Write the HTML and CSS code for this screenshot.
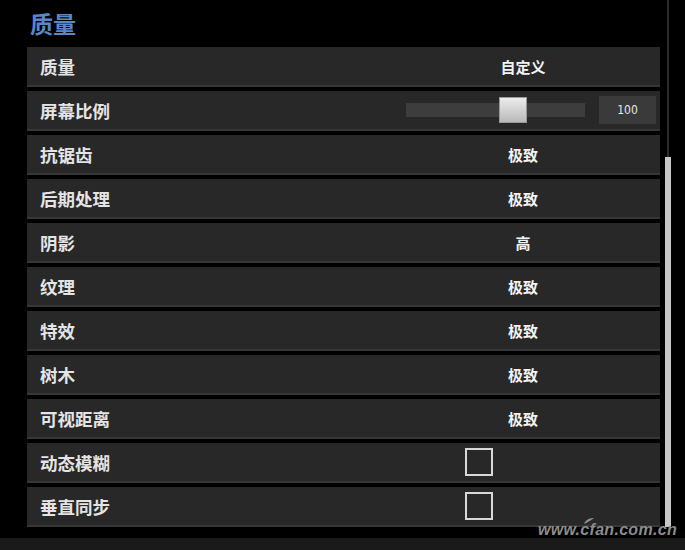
FILE: index.html
```html
<!DOCTYPE html>
<html lang="zh-CN">
<head>
<meta charset="utf-8">
<title>质量</title>
<link rel="stylesheet" href="styles.css">
</head>
<body>
<div class="screen">
  <div class="main">
    <h1 class="title">质量</h1>
    <div class="list">
      <div class="row"><span class="label">质量</span><span class="value">自定义</span></div>
      <div class="row">
        <span class="label">屏幕比例</span>
        <div class="slider-cell">
          <div class="track"><div class="thumb"></div></div>
          <div class="num">100</div>
        </div>
      </div>
      <div class="row"><span class="label">抗锯齿</span><span class="value">极致</span></div>
      <div class="row"><span class="label">后期处理</span><span class="value">极致</span></div>
      <div class="row"><span class="label">阴影</span><span class="value">高</span></div>
      <div class="row"><span class="label">纹理</span><span class="value">极致</span></div>
      <div class="row"><span class="label">特效</span><span class="value">极致</span></div>
      <div class="row"><span class="label">树木</span><span class="value">极致</span></div>
      <div class="row"><span class="label">可视距离</span><span class="value">极致</span></div>
      <div class="row"><span class="label">动态模糊</span><span class="check"></span></div>
      <div class="row"><span class="label">垂直同步</span><span class="check"></span></div>
    </div>
  </div>
  <div class="scroll"><div class="scroll-thumb"></div></div>
</div>
<div class="footer"></div>
<div class="watermark">www.<span class="wm-c">c<svg class="leaf" width="12" height="8" viewBox="0 0 12 8"><path d="M1 7 C3 2 7 1 11 1 C8 3 6 5 1 7 Z" fill="#8c8c8c"/></svg></span>fan.com.cn</div>
</body>
</html>
```
FILE: styles.css
```css
html, body {
  margin: 0;
  padding: 0;
}
body {
  width: 685px;
  height: 550px;
  overflow: hidden;
  background: #000;
  position: relative;
  font-family: "Noto Sans CJK SC", "Noto Sans", sans-serif;
}
.screen {
  display: flex;
  align-items: stretch;
}
.main {
  width: 633px;
  padding-left: 27px;
}
.title {
  margin: 0;
  padding-left: 3px;
  height: 47px;
  line-height: 47px;
  font-size: 23px;
  font-weight: 700;
  color: #5b88c2;
}
.list {
  display: flex;
  flex-direction: column;
  gap: 4px;
}
.row {
  display: grid;
  grid-template-columns: 379px 254px;
  align-items: center;
  height: 38px;
  background: #282828;
  border-bottom: 2px solid #373737;
}
.label {
  padding-left: 13px;
  padding-top: 1px;
  font-size: 17.5px;
  font-weight: 700;
  color: #e4e4e4;
}
.value {
  width: 234px;
  text-align: center;
  font-size: 15px;
  font-weight: 700;
  color: #f2f2f2;
}
.check {
  margin-left: 59px;
  width: 24px;
  height: 24px;
  border: 2px solid #d8d8d8;
}
.slider-cell {
  display: flex;
  align-items: center;
  gap: 14px;
}
.track {
  width: 179px;
  height: 14px;
  background: #3d3d3d;
  display: flex;
  align-items: center;
}
.thumb {
  margin-left: 93px;
  width: 26px;
  height: 24px;
  border: 1px solid #9a9a9a;
  background: linear-gradient(#ececec, #b9b9b9);
  flex-shrink: 0;
}
.num {
  width: 57px;
  height: 28px;
  line-height: 28px;
  background: #3a3a3a;
  color: #e6e6e6;
  text-align: center;
  font-family: "Liberation Sans Narrow", "DejaVu Sans Condensed", sans-serif;
  font-size: 12px;
}
.scroll {
  width: 6px;
  margin-left: 5px;
  background: linear-gradient(to right, transparent 2px, #2a2a2a 2px, #2a2a2a 4px, transparent 4px);
}
.scroll-thumb {
  margin-top: 157px;
  height: 370px;
  background: #c6c6c6;
}
.footer {
  margin-top: 11px;
  height: 12px;
  background: #1a1a1a;
}
.watermark {
  position: absolute;
  right: 8px;
  bottom: 11px;
  font-family: "Liberation Sans", sans-serif;
  font-style: italic;
  font-weight: 700;
  font-size: 16px;
  color: #8c8c8c;
  letter-spacing: 0.3px;
}
.wm-c {
  position: relative;
}
.leaf {
  position: absolute;
  left: 3px;
  top: -4px;
}
```
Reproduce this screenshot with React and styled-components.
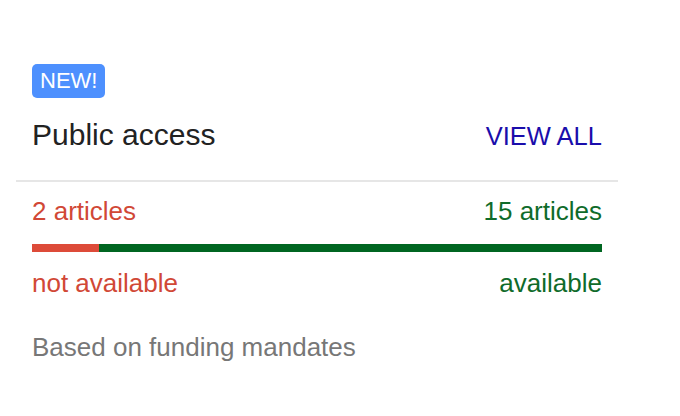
import React from 'react';
import styled, { createGlobalStyle } from 'styled-components';

const Global = createGlobalStyle`
  body {
    margin: 0;
    background: #fff;
    font-family: "Liberation Sans", Arial, Helvetica, sans-serif;
  }
`;

const Card = styled.section`
  width: 602px;
  margin: 64px 0 0 16px;
`;

const Header = styled.div`
  padding: 0 16px 26px;
`;

const Badge = styled.span`
  display: inline-block;
  height: 34px;
  line-height: 34px;
  padding: 0 8px;
  border-radius: 5px;
  background: #4d90fe;
  color: #fff;
  font-size: 22px;
`;

const TitleRow = styled.div`
  display: flex;
  justify-content: space-between;
  align-items: baseline;
  margin-top: 19px;
  line-height: 36px;
`;

const Title = styled.h2`
  margin: 0;
  font-size: 30px;
  font-weight: normal;
  color: #222;
`;

const ViewAll = styled.a`
  font-size: 25.5px;
  color: #1a0dab;
  text-decoration: none;
  cursor: pointer;
`;

const Divider = styled.hr`
  margin: 0;
  border: 0;
  border-top: 2px solid #e6e6e6;
`;

const Body = styled.div`
  padding: 14px 16px 0;
`;

const Row = styled.div`
  display: flex;
  justify-content: space-between;
  font-size: 26px;
  line-height: 30px;
`;

const Part = styled.span`
  color: ${p => (p.$ok ? '#0f6b2a' : '#d14836')};
`;

const Bar = styled.div`
  display: flex;
  height: 8px;
  margin: 18px 0 16px;
`;

const Segment = styled.div`
  background: ${p => (p.$ok ? '#006621' : '#dd4b39')};
`;

const Note = styled.p`
  margin: 34px 0 0;
  font-size: 26px;
  line-height: 30px;
  color: #777;
`;

const data = { missing: 2, available: 15 };

export default function App() {
  const total = data.missing + data.available;
  return (
    <>
      <Global />
      <Card>
        <Header>
          <Badge>NEW!</Badge>
          <TitleRow>
            <Title>Public access</Title>
            <ViewAll>VIEW ALL</ViewAll>
          </TitleRow>
        </Header>
        <Divider />
        <Body>
          <Row>
            <Part>{data.missing} articles</Part>
            <Part $ok>{data.available} articles</Part>
          </Row>
          <Bar>
            <Segment style={{ width: `${(data.missing / total) * 100}%` }} />
            <Segment $ok style={{ flex: 1 }} />
          </Bar>
          <Row>
            <Part>not available</Part>
            <Part $ok>available</Part>
          </Row>
          <Note>Based on funding mandates</Note>
        </Body>
      </Card>
    </>
  );
}
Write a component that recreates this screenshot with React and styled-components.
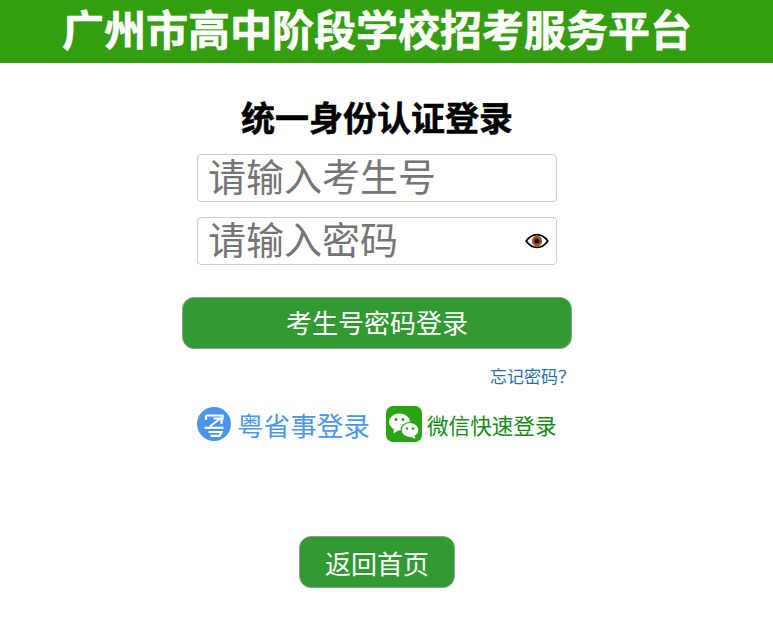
import React from "react";
import styled, { createGlobalStyle } from "styled-components";

const Global = createGlobalStyle`
  html, body { margin: 0; padding: 0; background: #fff; }
  body { font-family: "Liberation Sans", "Noto Sans CJK SC", sans-serif; }
  * { box-sizing: border-box; }
  input::placeholder { color: #757575; opacity: 1; }
`;
const Page = styled.div`
  width: 773px;
  height: 624px;
  overflow: hidden;
`;
const Header = styled.header`
  height: 63px;
  background: #339e0f;
  padding-right: 19px;
  display: flex;
  align-items: center;
  justify-content: center;
`;
const HeaderTitle = styled.h1`
  margin: 0;
  color: #fff;
  font-size: 42px;
  line-height: 63px;
  font-weight: 700;
  white-space: nowrap;
  -webkit-text-stroke: 0.6px #fff;
`;
const Main = styled.main`
  width: 754px;
  display: flex;
  flex-direction: column;
  align-items: center;
`;
const Subtitle = styled.h2`
  margin: 31px 0 0;
  font-size: 34px;
  line-height: 50px;
  font-weight: 700;
  color: #000;
  -webkit-text-stroke: 0.5px #000;
`;
const Form = styled.form`
  width: 390px;
  display: flex;
  flex-direction: column;
  align-items: center;
`;
const Field = styled.div`
  position: relative;
  width: 360px;
  height: 48px;
  margin-top: ${(p) => p.$top}px;
`;
const Input = styled.input`
  width: 100%;
  height: 100%;
  padding: 0 10px;
  border: 1px solid #ccc;
  border-radius: 4px;
  outline: none;
  background: #fff;
  font-family: inherit;
  font-size: 38px;
`;
const Eye = styled.svg`
  position: absolute;
  right: 8px;
  top: 15px;
  width: 24px;
  height: 18px;
`;
const GreenButton = styled.button`
  display: block;
  width: ${(p) => p.$w}px;
  height: 52px;
  padding: 0 0 ${(p) => p.$lift || 0}px;
  border: 1px solid #8fa08f;
  border-radius: 12px;
  background: #339933;
  color: #fff;
  font-family: inherit;
  font-size: 26px;
`;
const SubmitButton = styled(GreenButton)`
  margin-top: 32px;
`;
const BackButton = styled(GreenButton)`
  margin-top: 93px;
`;
const Forgot = styled.a`
  align-self: flex-end;
  margin-top: 19px;
  margin-right: -3px;
  font-size: 17px;
  line-height: 20px;
  font-weight: 400;
  color: #2a6fa8;
  white-space: nowrap;
`;
const QuickRow = styled.div`
  width: 360px;
  height: 38px;
  margin-top: 17px;
  display: flex;
  align-items: center;
`;
const QuickItem = styled.a`
  display: flex;
  align-items: center;
  white-space: nowrap;
  color: ${(p) => p.$color};
  font-size: ${(p) => p.$size}px;
  gap: ${(p) => p.$gap}px;
  margin-left: ${(p) => p.$left || 0}px;
`;

export default function App() {
  return (
    <Page>
      <Global />
      <Header>
        <HeaderTitle>广州市高中阶段学校招考服务平台</HeaderTitle>
      </Header>
      <Main>
        <Subtitle>统一身份认证登录</Subtitle>
        <Form onSubmit={(e) => e.preventDefault()}>
          <Field $top={10}>
            <Input placeholder="请输入考生号" />
          </Field>
          <Field $top={15}>
            <Input type="password" placeholder="请输入密码" />
            <Eye viewBox="0 0 24 18">
              <path d="M1.200 9C4.500 4.200 8 2.600 12 2.600S19.500 4.200 22.800 9C19.500 13.800 16 15.400 12 15.400S4.500 13.800 1.200 9Z" fill="#fff" stroke="#000" strokeWidth="1.700" />
              <circle cx="12" cy="9" r="5.200" fill="#a9521f" />
              <circle cx="12" cy="9" r="2.500" fill="#111" />
            </Eye>
          </Field>
          <SubmitButton $w={390} $lift={3} type="submit">考生号密码登录</SubmitButton>
          <Forgot>忘记密码？</Forgot>
          <QuickRow>
            <QuickItem $color="#4a98ee" $size={26.6} $gap={6}>
              <svg width="34" height="34" viewBox="0 0 34 34">
                <circle cx="17" cy="17" r="17" fill="#4a94ec" />
                <g fill="none" stroke="#fff" strokeWidth="2.200">
                  <path d="M9 8.500H25.500V13M9 8.500V13" />
                  <path d="M13 19.500L24 11" />
                  <path d="M16.500 11.500H24.500V17" />
                  <path d="M7.500 20.800H26.500" />
                  <path d="M11.500 25H24.500L22.500 28.800H13.500" />
                </g>
              </svg>
              粤省事登录
            </QuickItem>
            <QuickItem $color="#178a17" $size={21.6} $gap={5} $left={16}>
              <svg width="36" height="36" viewBox="0 0 36 36">
                <rect width="36" height="36" rx="7" fill="#2aa515" />
                <ellipse cx="13.500" cy="16" rx="10.500" ry="8.500" fill="#fff" />
                <path d="M8 22L7.500 27.500L13 24Z" fill="#fff" />
                <ellipse cx="24" cy="24" rx="9" ry="7.500" fill="#fff" stroke="#2aa515" strokeWidth="1.200" />
                <path d="M28 28.500L29.500 33L24.500 30.500Z" fill="#fff" />
                <circle cx="10" cy="13.500" r="1.500" fill="#2aa515" />
                <circle cx="17" cy="13.500" r="1.500" fill="#2aa515" />
                <circle cx="21" cy="22.500" r="1.300" fill="#2aa515" />
                <circle cx="27" cy="22.500" r="1.300" fill="#2aa515" />
              </svg>
              微信快速登录
            </QuickItem>
          </QuickRow>
        </Form>
        <BackButton $w={156} type="button">返回首页</BackButton>
      </Main>
    </Page>
  );
}
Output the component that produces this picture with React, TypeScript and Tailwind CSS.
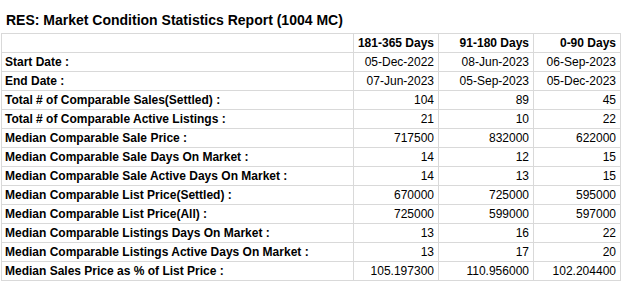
const rows: [string, string, string, string][] = [
  ['Start Date :', '05-Dec-2022', '08-Jun-2023', '06-Sep-2023'],
  ['End Date :', '07-Jun-2023', '05-Sep-2023', '05-Dec-2023'],
  ['Total # of Comparable Sales(Settled) :', '104', '89', '45'],
  ['Total # of Comparable Active Listings :', '21', '10', '22'],
  ['Median Comparable Sale Price :', '717500', '832000', '622000'],
  ['Median Comparable Sale Days On Market :', '14', '12', '15'],
  ['Median Comparable Sale Active Days On Market :', '14', '13', '15'],
  ['Median Comparable List Price(Settled) :', '670000', '725000', '595000'],
  ['Median Comparable List Price(All) :', '725000', '599000', '597000'],
  ['Median Comparable Listings Days On Market :', '13', '16', '22'],
  ['Median Comparable Listings Active Days On Market :', '13', '17', '20'],
  ['Median Sales Price as % of List Price :', '105.197300', '110.956000', '102.204400'],
]

const cell = 'h-[19px] border border-[#d9d9d9] p-0 align-middle'

export default function App() {
  return (
    <div className="w-[626px] h-[293px] bg-white text-black font-['Liberation_Sans',Arial,sans-serif]">
      <div className="h-[33px] pl-[6px] pt-[12px] text-[14px] font-bold leading-[16px]">
        RES: Market Condition Statistics Report (1004 MC)
      </div>
      <table className="ml-px w-[619px] table-fixed border-collapse text-[12px] leading-[14px]">
        <colgroup>
          <col className="w-[352px]" />
          <col className="w-[85px]" />
          <col className="w-[95px]" />
          <col className="w-[87px]" />
        </colgroup>
        <tbody>
          <tr className="font-bold">
            <td className={cell}></td>
            <td className={`${cell} pr-[4px] text-right`}>181-365 Days</td>
            <td className={`${cell} pr-[4px] text-right`}>91-180 Days</td>
            <td className={`${cell} pr-[4px] text-right`}>0-90 Days</td>
          </tr>
          {rows.map(([label, a, b, c]) => (
            <tr key={label}>
              <td className={`${cell} pl-[3px] font-bold whitespace-nowrap`}>{label}</td>
              <td className={`${cell} pr-[4px] text-right`}>{a}</td>
              <td className={`${cell} pr-[4px] text-right`}>{b}</td>
              <td className={`${cell} pr-[4px] text-right`}>{c}</td>
            </tr>
          ))}
        </tbody>
      </table>
    </div>
  )
}
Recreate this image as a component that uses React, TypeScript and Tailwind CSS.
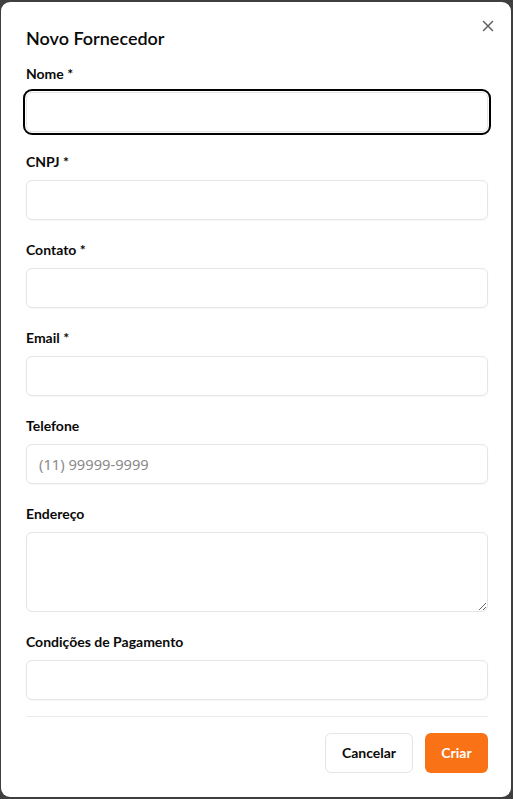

▶ _PROBLEM REQUIREMENTS_
Gather up the lines containing the word "components" from these records and copy them.

▶ _COMPLETE OUTPUT_
Reproduce this screenshot with React and styled-components.
import styled, { createGlobalStyle } from 'styled-components';
Write a component that recreates this screenshot with React and styled-components.
import styled, { createGlobalStyle } from "styled-components";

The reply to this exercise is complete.